■ What you will do
Lines containing the word "picture" should be extracted in full.

Front-end source files
__________
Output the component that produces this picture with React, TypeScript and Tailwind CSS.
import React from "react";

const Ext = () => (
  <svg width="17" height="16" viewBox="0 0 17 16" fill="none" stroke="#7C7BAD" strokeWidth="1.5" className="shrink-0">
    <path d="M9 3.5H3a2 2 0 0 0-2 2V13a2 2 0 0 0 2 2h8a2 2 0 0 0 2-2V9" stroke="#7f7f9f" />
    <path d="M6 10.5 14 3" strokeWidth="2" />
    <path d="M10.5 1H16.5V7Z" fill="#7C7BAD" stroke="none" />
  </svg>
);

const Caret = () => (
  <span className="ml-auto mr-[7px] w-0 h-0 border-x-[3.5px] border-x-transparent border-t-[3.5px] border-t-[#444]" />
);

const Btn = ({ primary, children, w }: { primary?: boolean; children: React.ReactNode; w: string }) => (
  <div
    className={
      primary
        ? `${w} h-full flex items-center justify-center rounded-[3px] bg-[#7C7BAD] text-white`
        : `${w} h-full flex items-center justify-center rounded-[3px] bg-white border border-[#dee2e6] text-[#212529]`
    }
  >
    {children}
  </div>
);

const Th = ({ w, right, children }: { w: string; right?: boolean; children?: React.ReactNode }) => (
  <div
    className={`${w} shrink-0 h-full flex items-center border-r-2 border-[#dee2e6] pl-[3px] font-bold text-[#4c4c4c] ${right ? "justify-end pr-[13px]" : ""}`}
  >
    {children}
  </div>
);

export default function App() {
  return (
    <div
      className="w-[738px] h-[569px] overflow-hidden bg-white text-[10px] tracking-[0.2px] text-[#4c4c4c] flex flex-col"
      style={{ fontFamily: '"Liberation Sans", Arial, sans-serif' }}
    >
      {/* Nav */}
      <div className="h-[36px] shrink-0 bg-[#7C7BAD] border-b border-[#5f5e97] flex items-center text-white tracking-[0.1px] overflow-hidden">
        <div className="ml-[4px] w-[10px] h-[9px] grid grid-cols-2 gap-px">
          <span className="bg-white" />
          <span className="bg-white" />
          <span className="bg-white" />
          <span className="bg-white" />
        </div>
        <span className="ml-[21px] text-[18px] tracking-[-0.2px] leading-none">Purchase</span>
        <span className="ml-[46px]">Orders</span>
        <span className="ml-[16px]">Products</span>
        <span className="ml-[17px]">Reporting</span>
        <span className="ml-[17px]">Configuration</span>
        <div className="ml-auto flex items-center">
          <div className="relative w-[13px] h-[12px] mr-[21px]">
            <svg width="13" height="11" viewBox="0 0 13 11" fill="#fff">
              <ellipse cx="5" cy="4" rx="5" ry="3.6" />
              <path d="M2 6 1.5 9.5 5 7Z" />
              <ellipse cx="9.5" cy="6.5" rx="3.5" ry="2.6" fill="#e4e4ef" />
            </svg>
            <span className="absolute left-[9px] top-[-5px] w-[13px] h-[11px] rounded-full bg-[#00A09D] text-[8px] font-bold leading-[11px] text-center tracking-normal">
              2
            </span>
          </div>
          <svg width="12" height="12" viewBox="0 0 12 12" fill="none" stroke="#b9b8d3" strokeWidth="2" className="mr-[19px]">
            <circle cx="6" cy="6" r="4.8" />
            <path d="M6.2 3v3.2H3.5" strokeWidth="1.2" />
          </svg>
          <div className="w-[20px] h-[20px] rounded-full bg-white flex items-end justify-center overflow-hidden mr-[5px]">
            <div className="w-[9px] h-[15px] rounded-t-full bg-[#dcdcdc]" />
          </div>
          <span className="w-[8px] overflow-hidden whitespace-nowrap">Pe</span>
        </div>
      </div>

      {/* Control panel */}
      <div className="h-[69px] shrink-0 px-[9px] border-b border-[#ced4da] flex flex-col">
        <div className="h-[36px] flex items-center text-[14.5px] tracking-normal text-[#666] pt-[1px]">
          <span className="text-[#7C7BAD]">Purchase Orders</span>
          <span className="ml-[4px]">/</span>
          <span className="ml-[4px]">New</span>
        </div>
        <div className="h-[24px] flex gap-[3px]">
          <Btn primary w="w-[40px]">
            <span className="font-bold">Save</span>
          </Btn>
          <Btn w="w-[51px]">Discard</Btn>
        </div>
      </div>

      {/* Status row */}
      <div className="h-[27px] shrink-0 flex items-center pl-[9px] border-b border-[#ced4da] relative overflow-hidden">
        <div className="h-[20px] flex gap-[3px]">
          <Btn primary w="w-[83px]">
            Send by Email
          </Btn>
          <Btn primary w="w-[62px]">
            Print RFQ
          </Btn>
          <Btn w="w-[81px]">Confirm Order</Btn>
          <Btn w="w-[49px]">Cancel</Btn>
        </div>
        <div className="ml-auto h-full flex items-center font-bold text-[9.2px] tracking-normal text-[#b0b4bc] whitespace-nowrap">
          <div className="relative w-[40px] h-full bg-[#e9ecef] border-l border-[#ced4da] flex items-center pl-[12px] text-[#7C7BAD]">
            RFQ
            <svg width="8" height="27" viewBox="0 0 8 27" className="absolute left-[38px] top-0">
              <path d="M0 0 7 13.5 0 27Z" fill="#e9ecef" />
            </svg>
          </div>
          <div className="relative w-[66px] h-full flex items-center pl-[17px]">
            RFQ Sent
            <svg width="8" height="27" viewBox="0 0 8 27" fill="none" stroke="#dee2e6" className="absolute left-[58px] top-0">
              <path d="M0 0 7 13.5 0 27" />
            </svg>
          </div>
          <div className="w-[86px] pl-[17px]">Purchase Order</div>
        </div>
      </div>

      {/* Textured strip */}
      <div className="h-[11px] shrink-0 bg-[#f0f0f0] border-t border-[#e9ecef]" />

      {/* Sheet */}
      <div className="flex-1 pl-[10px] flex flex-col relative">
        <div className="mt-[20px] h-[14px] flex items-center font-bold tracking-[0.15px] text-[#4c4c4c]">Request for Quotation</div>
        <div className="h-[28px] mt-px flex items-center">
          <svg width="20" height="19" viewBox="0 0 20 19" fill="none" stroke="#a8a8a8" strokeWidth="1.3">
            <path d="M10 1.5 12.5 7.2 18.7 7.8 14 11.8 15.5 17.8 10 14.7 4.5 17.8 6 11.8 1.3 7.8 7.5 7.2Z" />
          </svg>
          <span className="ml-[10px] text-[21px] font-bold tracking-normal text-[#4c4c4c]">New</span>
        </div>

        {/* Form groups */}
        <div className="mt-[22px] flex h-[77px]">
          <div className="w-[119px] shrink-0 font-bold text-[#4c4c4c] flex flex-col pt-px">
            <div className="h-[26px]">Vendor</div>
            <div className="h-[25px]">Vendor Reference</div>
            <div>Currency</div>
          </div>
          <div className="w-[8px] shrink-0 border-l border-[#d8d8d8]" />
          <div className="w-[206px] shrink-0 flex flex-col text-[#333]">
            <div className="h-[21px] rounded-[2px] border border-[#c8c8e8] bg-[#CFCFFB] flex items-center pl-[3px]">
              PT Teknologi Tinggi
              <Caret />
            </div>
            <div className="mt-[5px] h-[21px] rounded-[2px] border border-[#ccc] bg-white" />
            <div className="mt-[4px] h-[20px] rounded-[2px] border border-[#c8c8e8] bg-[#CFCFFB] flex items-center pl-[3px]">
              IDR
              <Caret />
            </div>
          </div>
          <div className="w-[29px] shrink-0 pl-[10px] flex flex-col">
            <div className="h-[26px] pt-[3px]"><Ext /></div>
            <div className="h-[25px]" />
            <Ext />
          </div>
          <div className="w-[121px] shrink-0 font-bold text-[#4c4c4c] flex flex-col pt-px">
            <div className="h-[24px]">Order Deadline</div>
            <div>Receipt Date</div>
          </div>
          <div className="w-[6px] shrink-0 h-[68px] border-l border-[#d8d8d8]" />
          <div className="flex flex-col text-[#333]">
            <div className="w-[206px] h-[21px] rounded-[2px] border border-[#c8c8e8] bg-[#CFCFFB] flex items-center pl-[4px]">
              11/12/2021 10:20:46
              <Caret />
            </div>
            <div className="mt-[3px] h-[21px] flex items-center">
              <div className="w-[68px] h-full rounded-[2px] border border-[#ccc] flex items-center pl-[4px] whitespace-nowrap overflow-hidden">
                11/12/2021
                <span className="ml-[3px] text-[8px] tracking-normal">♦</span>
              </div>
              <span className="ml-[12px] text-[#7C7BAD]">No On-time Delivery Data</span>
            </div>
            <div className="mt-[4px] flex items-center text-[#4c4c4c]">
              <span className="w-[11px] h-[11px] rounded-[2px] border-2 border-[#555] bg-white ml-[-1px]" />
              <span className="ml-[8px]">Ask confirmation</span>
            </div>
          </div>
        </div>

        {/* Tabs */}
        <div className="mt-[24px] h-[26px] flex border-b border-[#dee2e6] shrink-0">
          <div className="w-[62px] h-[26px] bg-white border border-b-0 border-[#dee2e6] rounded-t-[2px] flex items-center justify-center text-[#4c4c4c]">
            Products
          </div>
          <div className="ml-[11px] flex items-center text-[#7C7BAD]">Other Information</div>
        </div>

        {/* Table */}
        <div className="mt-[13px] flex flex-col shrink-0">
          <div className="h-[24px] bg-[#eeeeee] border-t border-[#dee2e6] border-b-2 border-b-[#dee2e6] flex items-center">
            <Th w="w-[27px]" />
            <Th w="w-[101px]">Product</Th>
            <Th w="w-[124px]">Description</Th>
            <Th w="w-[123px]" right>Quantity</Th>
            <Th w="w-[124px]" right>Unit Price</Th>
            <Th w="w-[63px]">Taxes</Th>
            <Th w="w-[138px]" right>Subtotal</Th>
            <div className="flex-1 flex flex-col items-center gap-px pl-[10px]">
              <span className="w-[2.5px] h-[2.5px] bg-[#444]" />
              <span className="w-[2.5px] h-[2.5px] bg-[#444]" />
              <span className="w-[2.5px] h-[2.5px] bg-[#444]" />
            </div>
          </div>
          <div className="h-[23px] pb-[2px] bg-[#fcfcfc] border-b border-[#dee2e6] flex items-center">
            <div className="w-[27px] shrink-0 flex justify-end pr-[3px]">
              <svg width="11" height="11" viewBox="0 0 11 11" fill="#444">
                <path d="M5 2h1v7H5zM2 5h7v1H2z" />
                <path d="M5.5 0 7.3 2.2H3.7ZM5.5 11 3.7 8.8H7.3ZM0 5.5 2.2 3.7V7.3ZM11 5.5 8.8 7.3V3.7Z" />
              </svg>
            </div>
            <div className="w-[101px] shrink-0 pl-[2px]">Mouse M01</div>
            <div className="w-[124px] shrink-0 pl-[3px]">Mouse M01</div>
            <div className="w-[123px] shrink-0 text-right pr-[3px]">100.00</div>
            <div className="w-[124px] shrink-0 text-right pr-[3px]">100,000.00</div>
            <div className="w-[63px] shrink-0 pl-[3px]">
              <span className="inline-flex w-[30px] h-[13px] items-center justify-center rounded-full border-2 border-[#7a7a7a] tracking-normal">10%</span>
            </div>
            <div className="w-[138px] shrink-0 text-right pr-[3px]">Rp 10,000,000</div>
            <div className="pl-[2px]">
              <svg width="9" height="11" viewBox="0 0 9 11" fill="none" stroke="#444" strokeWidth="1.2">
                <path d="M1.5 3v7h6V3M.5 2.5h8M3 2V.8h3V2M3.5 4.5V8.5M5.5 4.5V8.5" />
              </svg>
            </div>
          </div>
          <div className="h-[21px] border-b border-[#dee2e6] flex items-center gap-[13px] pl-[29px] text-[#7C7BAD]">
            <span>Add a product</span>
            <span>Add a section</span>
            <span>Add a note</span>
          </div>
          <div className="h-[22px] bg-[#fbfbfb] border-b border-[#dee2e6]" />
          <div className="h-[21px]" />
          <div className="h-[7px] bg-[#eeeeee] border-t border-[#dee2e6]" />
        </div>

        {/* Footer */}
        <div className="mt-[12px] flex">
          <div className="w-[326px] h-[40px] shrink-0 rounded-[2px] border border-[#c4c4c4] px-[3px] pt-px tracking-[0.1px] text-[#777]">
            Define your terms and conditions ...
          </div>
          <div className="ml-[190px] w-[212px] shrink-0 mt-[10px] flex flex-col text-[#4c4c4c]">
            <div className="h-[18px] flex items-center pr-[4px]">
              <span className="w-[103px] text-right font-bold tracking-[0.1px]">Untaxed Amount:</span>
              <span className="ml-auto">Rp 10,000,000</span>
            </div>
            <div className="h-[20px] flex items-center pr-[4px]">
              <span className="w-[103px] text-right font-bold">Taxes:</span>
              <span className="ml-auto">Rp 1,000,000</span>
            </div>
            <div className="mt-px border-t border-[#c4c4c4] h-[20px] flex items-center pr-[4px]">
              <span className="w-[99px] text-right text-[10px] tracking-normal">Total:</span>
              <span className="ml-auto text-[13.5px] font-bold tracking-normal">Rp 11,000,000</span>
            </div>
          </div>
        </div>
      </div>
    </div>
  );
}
__________
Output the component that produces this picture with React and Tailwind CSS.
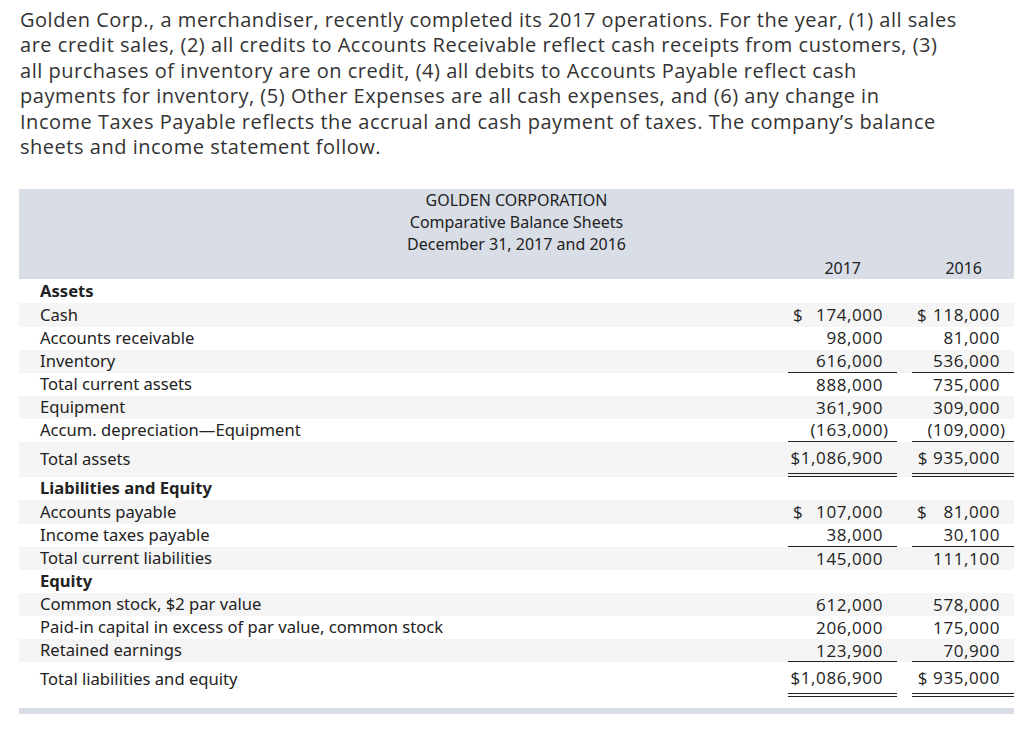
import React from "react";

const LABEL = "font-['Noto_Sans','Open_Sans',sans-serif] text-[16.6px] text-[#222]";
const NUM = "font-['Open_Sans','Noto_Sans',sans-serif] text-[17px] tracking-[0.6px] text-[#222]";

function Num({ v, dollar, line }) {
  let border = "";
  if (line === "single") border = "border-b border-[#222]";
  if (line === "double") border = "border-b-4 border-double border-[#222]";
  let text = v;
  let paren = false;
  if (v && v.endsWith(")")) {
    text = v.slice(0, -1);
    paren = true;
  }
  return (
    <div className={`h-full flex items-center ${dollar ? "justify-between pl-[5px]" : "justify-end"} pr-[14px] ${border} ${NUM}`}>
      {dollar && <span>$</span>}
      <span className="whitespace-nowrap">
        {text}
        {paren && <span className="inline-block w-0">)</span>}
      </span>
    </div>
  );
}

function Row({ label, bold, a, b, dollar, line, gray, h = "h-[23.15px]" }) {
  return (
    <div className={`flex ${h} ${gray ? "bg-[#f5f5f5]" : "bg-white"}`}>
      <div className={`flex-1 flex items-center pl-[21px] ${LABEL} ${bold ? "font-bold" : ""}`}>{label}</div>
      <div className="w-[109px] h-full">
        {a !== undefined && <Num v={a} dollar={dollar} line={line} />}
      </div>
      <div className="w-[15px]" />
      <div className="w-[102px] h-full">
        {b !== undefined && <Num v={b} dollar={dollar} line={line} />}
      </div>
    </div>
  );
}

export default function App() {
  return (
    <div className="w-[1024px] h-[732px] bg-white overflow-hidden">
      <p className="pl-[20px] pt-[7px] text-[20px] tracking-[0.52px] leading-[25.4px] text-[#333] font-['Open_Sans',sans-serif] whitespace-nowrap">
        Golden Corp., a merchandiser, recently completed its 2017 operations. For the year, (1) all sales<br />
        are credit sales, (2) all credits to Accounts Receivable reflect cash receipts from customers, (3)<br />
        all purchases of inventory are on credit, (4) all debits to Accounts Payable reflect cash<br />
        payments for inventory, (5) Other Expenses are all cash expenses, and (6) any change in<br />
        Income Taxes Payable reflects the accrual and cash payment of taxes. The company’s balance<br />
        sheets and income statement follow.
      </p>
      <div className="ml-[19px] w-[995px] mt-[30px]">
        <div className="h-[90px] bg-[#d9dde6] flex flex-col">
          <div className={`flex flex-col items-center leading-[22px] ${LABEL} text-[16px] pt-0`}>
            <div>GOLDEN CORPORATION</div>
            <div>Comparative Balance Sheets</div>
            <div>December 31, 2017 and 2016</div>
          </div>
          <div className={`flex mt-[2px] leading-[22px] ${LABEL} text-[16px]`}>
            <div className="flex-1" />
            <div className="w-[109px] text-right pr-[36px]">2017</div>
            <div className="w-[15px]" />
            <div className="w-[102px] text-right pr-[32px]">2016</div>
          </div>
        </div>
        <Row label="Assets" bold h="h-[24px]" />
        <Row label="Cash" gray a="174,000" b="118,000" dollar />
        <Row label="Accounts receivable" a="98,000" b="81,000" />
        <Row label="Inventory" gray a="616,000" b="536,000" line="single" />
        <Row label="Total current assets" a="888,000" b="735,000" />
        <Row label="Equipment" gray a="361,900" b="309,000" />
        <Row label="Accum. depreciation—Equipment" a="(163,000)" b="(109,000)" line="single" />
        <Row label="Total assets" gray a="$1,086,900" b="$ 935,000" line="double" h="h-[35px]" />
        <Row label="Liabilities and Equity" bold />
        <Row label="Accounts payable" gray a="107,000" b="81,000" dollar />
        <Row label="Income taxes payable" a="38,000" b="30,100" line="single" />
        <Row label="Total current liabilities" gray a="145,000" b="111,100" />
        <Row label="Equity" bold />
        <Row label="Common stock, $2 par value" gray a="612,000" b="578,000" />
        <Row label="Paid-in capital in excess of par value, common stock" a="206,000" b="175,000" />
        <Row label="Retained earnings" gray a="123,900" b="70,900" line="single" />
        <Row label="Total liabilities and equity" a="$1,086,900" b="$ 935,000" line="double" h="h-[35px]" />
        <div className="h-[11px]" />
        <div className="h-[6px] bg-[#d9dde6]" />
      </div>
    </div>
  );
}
__________
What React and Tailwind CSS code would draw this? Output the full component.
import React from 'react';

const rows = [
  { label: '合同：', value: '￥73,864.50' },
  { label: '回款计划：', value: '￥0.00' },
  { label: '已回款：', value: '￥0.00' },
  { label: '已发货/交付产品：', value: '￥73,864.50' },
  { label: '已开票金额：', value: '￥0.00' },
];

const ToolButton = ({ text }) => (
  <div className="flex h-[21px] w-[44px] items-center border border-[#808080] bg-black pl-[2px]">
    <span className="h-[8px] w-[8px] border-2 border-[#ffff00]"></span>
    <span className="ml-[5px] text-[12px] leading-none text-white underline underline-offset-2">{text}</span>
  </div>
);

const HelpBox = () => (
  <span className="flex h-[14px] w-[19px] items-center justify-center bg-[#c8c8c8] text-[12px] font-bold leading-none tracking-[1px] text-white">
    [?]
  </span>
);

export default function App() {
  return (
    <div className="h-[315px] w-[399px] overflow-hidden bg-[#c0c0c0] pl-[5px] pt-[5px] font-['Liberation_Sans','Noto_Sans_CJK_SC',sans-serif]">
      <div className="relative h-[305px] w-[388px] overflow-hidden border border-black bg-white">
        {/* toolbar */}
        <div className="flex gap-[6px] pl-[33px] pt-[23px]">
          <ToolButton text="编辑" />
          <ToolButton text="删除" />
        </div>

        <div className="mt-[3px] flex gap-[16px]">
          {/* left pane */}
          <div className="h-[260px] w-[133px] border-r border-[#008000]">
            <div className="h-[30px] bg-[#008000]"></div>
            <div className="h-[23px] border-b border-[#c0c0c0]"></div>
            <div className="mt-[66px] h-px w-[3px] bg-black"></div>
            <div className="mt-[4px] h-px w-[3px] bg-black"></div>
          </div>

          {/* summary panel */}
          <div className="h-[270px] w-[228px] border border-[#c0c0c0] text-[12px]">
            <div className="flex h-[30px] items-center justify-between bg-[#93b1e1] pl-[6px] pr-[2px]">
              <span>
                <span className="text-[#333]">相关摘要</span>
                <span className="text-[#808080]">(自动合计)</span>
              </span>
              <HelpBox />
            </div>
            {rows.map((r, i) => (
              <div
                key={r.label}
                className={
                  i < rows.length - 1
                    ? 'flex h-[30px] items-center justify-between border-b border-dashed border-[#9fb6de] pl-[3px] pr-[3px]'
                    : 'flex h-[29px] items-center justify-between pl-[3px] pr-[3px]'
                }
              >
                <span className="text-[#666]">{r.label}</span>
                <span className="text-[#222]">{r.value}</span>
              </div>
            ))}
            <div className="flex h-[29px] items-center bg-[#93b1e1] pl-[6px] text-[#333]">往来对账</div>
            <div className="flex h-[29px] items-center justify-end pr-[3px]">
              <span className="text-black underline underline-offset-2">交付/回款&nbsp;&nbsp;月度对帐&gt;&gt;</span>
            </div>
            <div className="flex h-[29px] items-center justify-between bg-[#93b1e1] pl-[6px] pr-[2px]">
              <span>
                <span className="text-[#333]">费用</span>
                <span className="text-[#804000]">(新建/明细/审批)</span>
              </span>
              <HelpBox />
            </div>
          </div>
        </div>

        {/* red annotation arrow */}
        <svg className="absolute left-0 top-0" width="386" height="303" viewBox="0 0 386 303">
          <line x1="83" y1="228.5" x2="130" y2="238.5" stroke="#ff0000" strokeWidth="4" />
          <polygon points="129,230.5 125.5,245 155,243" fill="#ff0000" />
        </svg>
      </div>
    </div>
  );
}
__________
■ Exercise answer
Output the component that produces this picture with React, TypeScript and Tailwind CSS.
Output the component that produces this picture with React and Tailwind CSS.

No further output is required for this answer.